Reconciler Operations

How the reconciler Lambda recovers leaked tokens from expired lease records.

What it is

The reconciler is a Lambda function (sluice-reconciler-{env}) that scans for expired lease records in the Sluice DynamoDB table and restores tokens to their parent buckets. It is the crash recovery mechanism for Sluice.

Why it exists

When a caller acquires a slot, Sluice writes a lease record with a TTL. If the caller fails to call release() (Lambda timeout, crash, unhandled exception), the lease record remains and the tokens are lost.

For concurrent limit types, this is a hard leak -- the slot is permanently consumed until something restores it. Time-based limits (requests, tokens) self-heal via the lazy refill mechanism, but the lease record still needs cleanup.

How it works

The reconciler runs this sequence on every invocation:

1. Scan for expired leases

FilterExpression: begins_with(vendor_dimension, "lease#") AND ttl < :now

Lease keys follow the format lease#{vendor}#{dimension}#{uuid}. The scan finds all lease records whose TTL has passed.

2. Process each expired lease

For each expired lease, the reconciler parses the vendor dimension from the lease key and reads the parent bucket.

If limit_type is concurrent:

A transactional write restores the tokens with a capacity guard:

TransactWriteItems:
  - Update bucket: SET tokens = tokens + :cost WHERE tokens <= :max_tokens
  - Delete lease record

The condition tokens <= capacity - cost is the capacity guard. It prevents double-restore: if both release() and the reconciler run for the same lease, the second one to execute finds tokens already at capacity and the condition fails.

When the capacity guard rejects the update (TransactionCanceledException), the reconciler simply deletes the lease record. This is expected behavior, not an error.

If limit_type is requests or tokens:

Time-based buckets refill naturally via the lazy refill algorithm. The reconciler just deletes the lease record -- no token restoration needed.

If the parent bucket no longer exists:

The reconciler deletes the orphaned lease record silently.

Schedule

Triggered by EventBridge every 5 minutes via rate(5 minutes).

The 5-minute interval means concurrent slots leaked by crashed callers may remain unavailable for up to 5 minutes + the lease TTL (SLUICE_LEASE_TTL, default 60 seconds).
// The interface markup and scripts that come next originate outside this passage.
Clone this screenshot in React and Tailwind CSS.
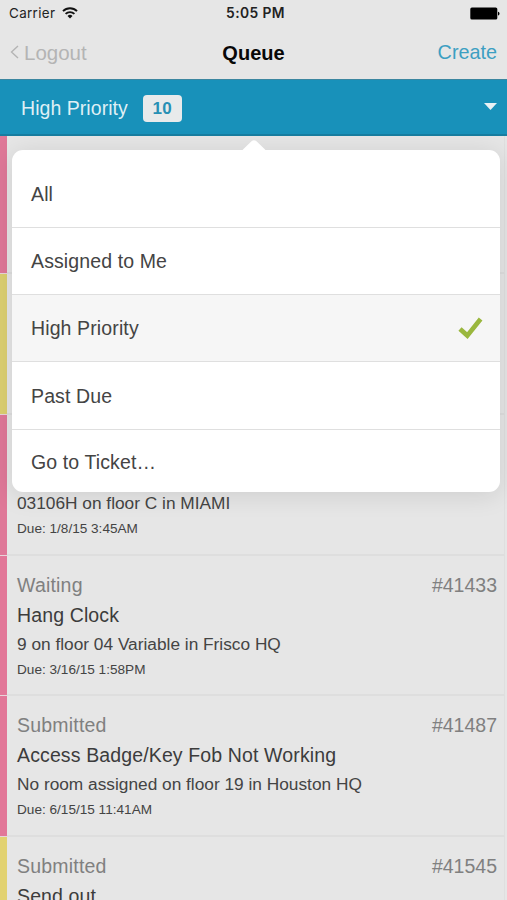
const tickets = [
  { bar: 'bg-[#df7898]', height: 'h-[138px]' },
  { bar: 'bg-[#dccf70]', height: 'h-[141px]' },
  { bar: 'bg-[#df7898]', height: 'h-[141px]', room: '03106H on floor C in MIAMI', due: 'Due: 1/8/15 3:45AM' },
  { bar: 'bg-[#e27798]', height: 'h-[140px]', status: 'Waiting', id: '#41433', title: 'Hang Clock', room: '9 on floor 04 Variable in Frisco HQ', due: 'Due: 3/16/15 1:58PM' },
  { bar: 'bg-[#e27798]', height: 'h-[141px]', status: 'Submitted', id: '#41487', title: 'Access Badge/Key Fob Not Working', room: 'No room assigned on floor 19 in Houston HQ', due: 'Due: 6/15/15 11:41AM' },
  { bar: 'bg-[#e2d271]', height: 'h-[141px]', status: 'Submitted', id: '#41545', title: 'Send out' },
];

const filters = [
  { label: 'All', row: 'h-[78px] pt-[13px] border-b' },
  { label: 'Assigned to Me', row: 'h-[67px] pt-[2px] border-b' },
  { label: 'High Priority', row: 'h-[67px] pt-[2px] border-b bg-[#f6f6f6]', checked: true },
  { label: 'Past Due', row: 'h-[68px] pt-[2px] border-b' },
  { label: 'Go to Ticket…', row: 'h-[62px] pt-[4px]' },
];

function StatusBar() {
  return (
    <div className="grid h-[27px] shrink-0 grid-cols-3 items-center pl-[9px] pr-[7px] font-['Inter',sans-serif] text-[13.4px] text-[#222]">
      <div className="flex items-center gap-[7px]">
        <span className="tracking-[0.35px]">Carrier</span>
        <svg width="16" height="12" viewBox="0 0 16 12" fill="none" stroke="#111" strokeWidth="1.9">
          <path d="M1 4.1a10 10 0 0 1 14 0" />
          <path d="M3.6 6.9a6.3 6.3 0 0 1 8.8 0" />
          <path d="M8 11.6 5.5 9a3.6 3.6 0 0 1 5 0Z" fill="#111" stroke="none" />
        </svg>
      </div>
      <span className="pl-[2px] text-center text-[13.8px] font-semibold tracking-[0.4px]">5:05 PM</span>
      <svg className="justify-self-end" width="30" height="13" viewBox="0 0 30 13">
        <rect x="0.3" y="0.5" width="27" height="12" rx="1.6" fill="#000" />
        <path d="M28 4.7c2 .3 2 3.4 0 3.7Z" fill="#000" />
      </svg>
    </div>
  );
}

function Ticket({ bar, height, status, id, title, room, due }) {
  return (
    <div className={`flex shrink-0 ${height}`}>
      <div className={`w-[7px] border-b border-[#e8d5da] ${bar}`} />
      <div className="mr-[2px] flex-1 border-b-2 border-r border-b-[#dedede] border-r-[#dfdfdf] pl-[10px] pr-[7px] pt-[14px] text-[#444]">
        <div className="flex h-[30px] justify-between text-[19.5px] leading-[30px] text-[#808080]">
          <span className="tracking-[0.2px]">{status}</span>
          <span>{id}</span>
        </div>
        <div className="h-[30px] text-[19.5px] leading-[30px] tracking-[0.13px] text-[#3c3c3c]">{title}</div>
        <div className="h-[26px] text-[17.3px] leading-[28px]">{room}</div>
        <div className="h-[24px] text-[13.6px] leading-[27px]">{due}</div>
      </div>
    </div>
  );
}

function FilterMenu() {
  return (
    <div className="absolute left-[12px] top-[150px] w-[488px]">
      <div className="overflow-hidden rounded-[11px] bg-white shadow-[0_3px_26px_rgba(0,0,0,0.11)]">
        {filters.map((f) => (
          <div key={f.label} className={`flex items-center justify-between border-[#dfdfdf] pl-[19px] pr-[17px] text-[19.5px] tracking-[0.12px] text-[#444] ${f.row}`}>
            <span>{f.label}</span>
            {f.checked && (
              <svg className="-mt-[2px]" width="25" height="23" viewBox="0 0 25 23" fill="none" stroke="#9ab73e" strokeWidth="4.7">
                <path d="M2 12 9.3 18.6 22.6 2" />
              </svg>
            )}
          </div>
        ))}
      </div>
      <svg className="absolute left-[229px] top-[-10px]" width="26" height="11" viewBox="0 0 26 11">
        <path d="M0 11 Q1.5 10 3 8.5L10.5 1.2Q13-.8 15.5 1.2L23 8.5Q24.5 10 26 11Z" fill="#fff" />
      </svg>
    </div>
  );
}

export default function App() {
  return (
    <div className="relative flex h-[900px] w-[507px] flex-col overflow-hidden bg-[#e6e6e6] font-['Liberation_Sans',Arial,sans-serif]">
      <StatusBar />
      <header className="grid h-[52px] shrink-0 grid-cols-3 items-center pl-[10px] pr-[10px] text-[20.5px]">
        <div className="flex items-center gap-[5px] text-[#b4b4b4]">
          <svg className="-mt-[2px]" width="9" height="14" viewBox="0 0 9 14" fill="none" stroke="currentColor" strokeWidth="1.4">
            <path d="M8 1 1.5 7 8 13" />
          </svg>
          <span>Logout</span>
        </div>
        <span className="text-center text-[20px] font-bold text-[#080808]">Queue</span>
        <span className="text-right text-[19.8px] text-[#3d9fc2]">Create</span>
      </header>
      <div className="flex h-[57px] shrink-0 items-center border-b-2 border-t border-b-[#177da0] border-t-[#3b86a0] bg-[#1891ba] pl-[21px] pr-[10px]">
        <span className="pt-[3px] text-[19.5px] tracking-[0.05px] text-[#dfeff5]">High Priority</span>
        <span className="ml-[15px] mt-[2px] flex h-[27px] w-[39px] items-center justify-center rounded-[4px] bg-[#e8eaeb] pt-px text-[17px] font-bold tracking-[0.3px] text-[#2790b5]">10</span>
        <svg className="-mt-[2px] ml-auto" width="13" height="7" viewBox="0 0 13 7">
          <path d="M0 0h13L6.5 7Z" fill="#e8f1f5" />
        </svg>
      </div>
      <main className="flex flex-col">
        {tickets.map((t, i) => (
          <Ticket key={i} {...t} />
        ))}
      </main>
      <FilterMenu />
    </div>
  );
}
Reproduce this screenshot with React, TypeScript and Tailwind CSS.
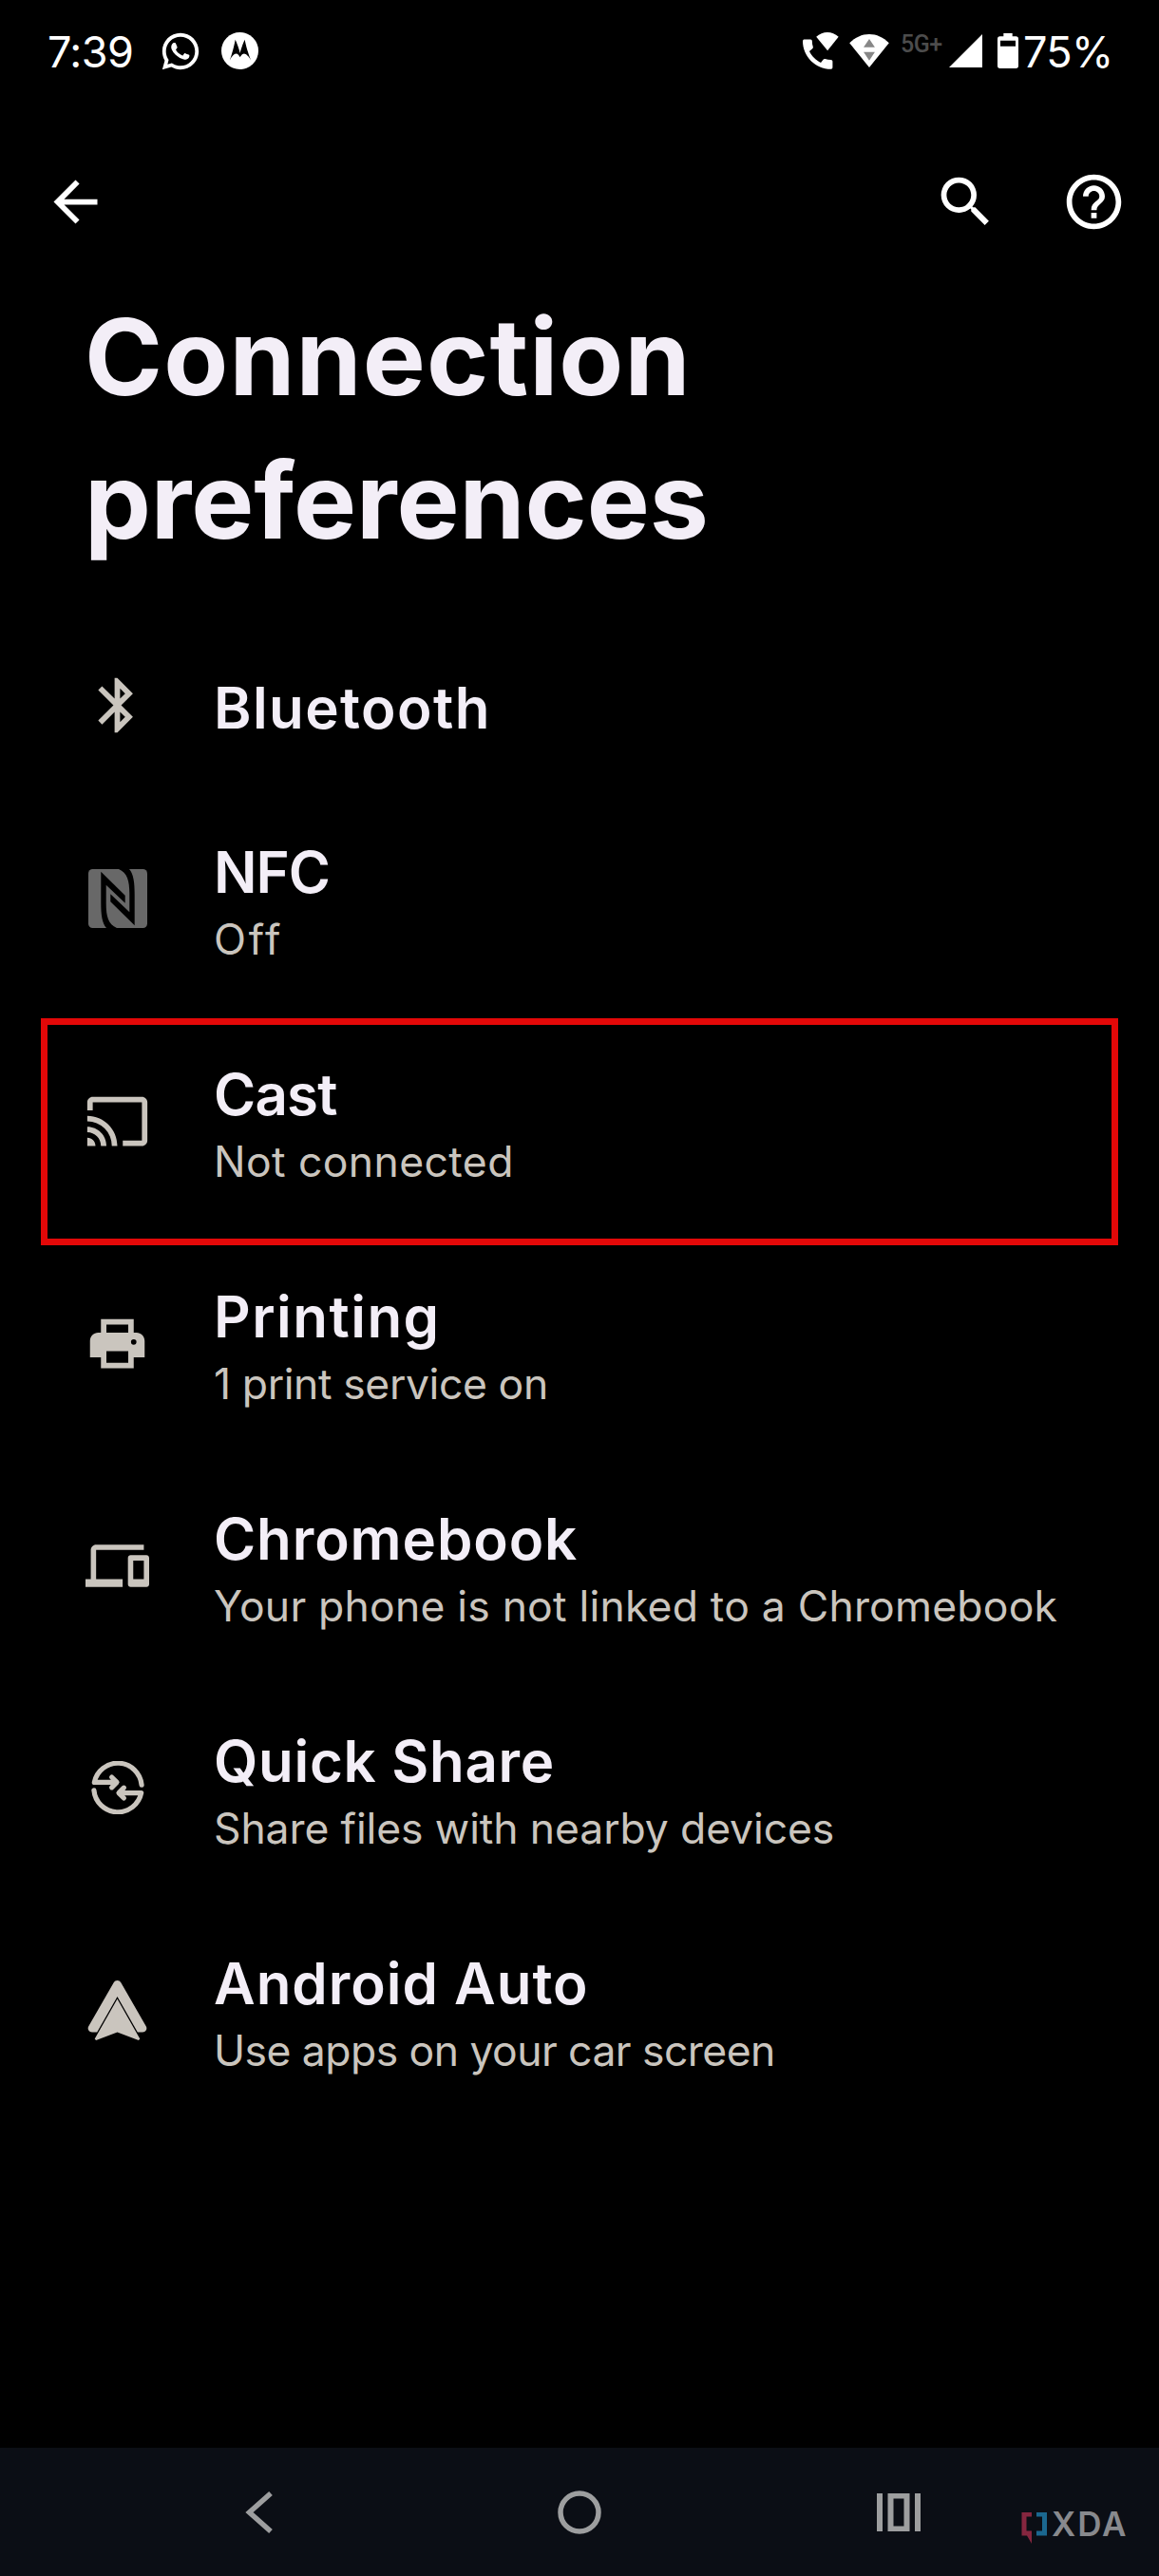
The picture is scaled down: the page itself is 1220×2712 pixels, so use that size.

In practice, the maximum recovery time is approximately 6 minutes.

Infrastructure

ResourceName
Lambda functionsluice-reconciler-{env}
Execution rolesluice-reconciler-{env}
EventBridge rulesluice-reconciler-{env}
RuntimePython 3.11
Timeout60 seconds
MemoryDefault (128 MB)
Sourcepython/src/sluice/_reconciler.py
Terraform.infra/reconciler.tf

IAM permissions

The reconciler role has these DynamoDB actions on the vendor buckets table:

  • dynamodb:Scan -- to find expired leases
  • dynamodb:GetItem -- to read parent bucket state
  • dynamodb:TransactWriteItems -- to atomically restore tokens and delete leases
  • dynamodb:DeleteItem -- to delete lease records individually

Plus AWSLambdaBasicExecutionRole for CloudWatch Logs.

Failure modes

FailureImpactRecovery
Lambda timeout (> 60s)Incomplete scan; some leases not processedNext invocation picks them up
Capacity guard rejectionExpected -- tokens already at capacityLease deleted, no action needed
DynamoDB throttleSome leases skippedNext invocation retries
Bucket deleted between scan and restoreLease record orphanedReconciler deletes it on next pass

Observability

The reconciler emits a structured log event on completion:

{
  "event": "reconciler.complete",
  "restored": 3,
  "dimensions": ["elevenlabs#concurrent", "openai#rpm", "openai#tpm"],
  "already_capped": 1
}
FieldMeaning
restoredNumber of leases successfully processed (tokens restored or lease cleaned up)
dimensionsWhich vendor dimensions had leases restored
already_cappedNumber of concurrent leases where the capacity guard rejected the restore

What to watch for

  • already_capped consistently high: callers are calling both release() and letting leases expire. Usually harmless but indicates a release() timing issue.
  • restored consistently high for concurrent dimensions: callers are failing to call release(). Investigate whether slot() / WithSlot() is being used instead of raw acquire().
  • Lambda errors in CloudWatch: check for DynamoDB connectivity issues or IAM permission problems.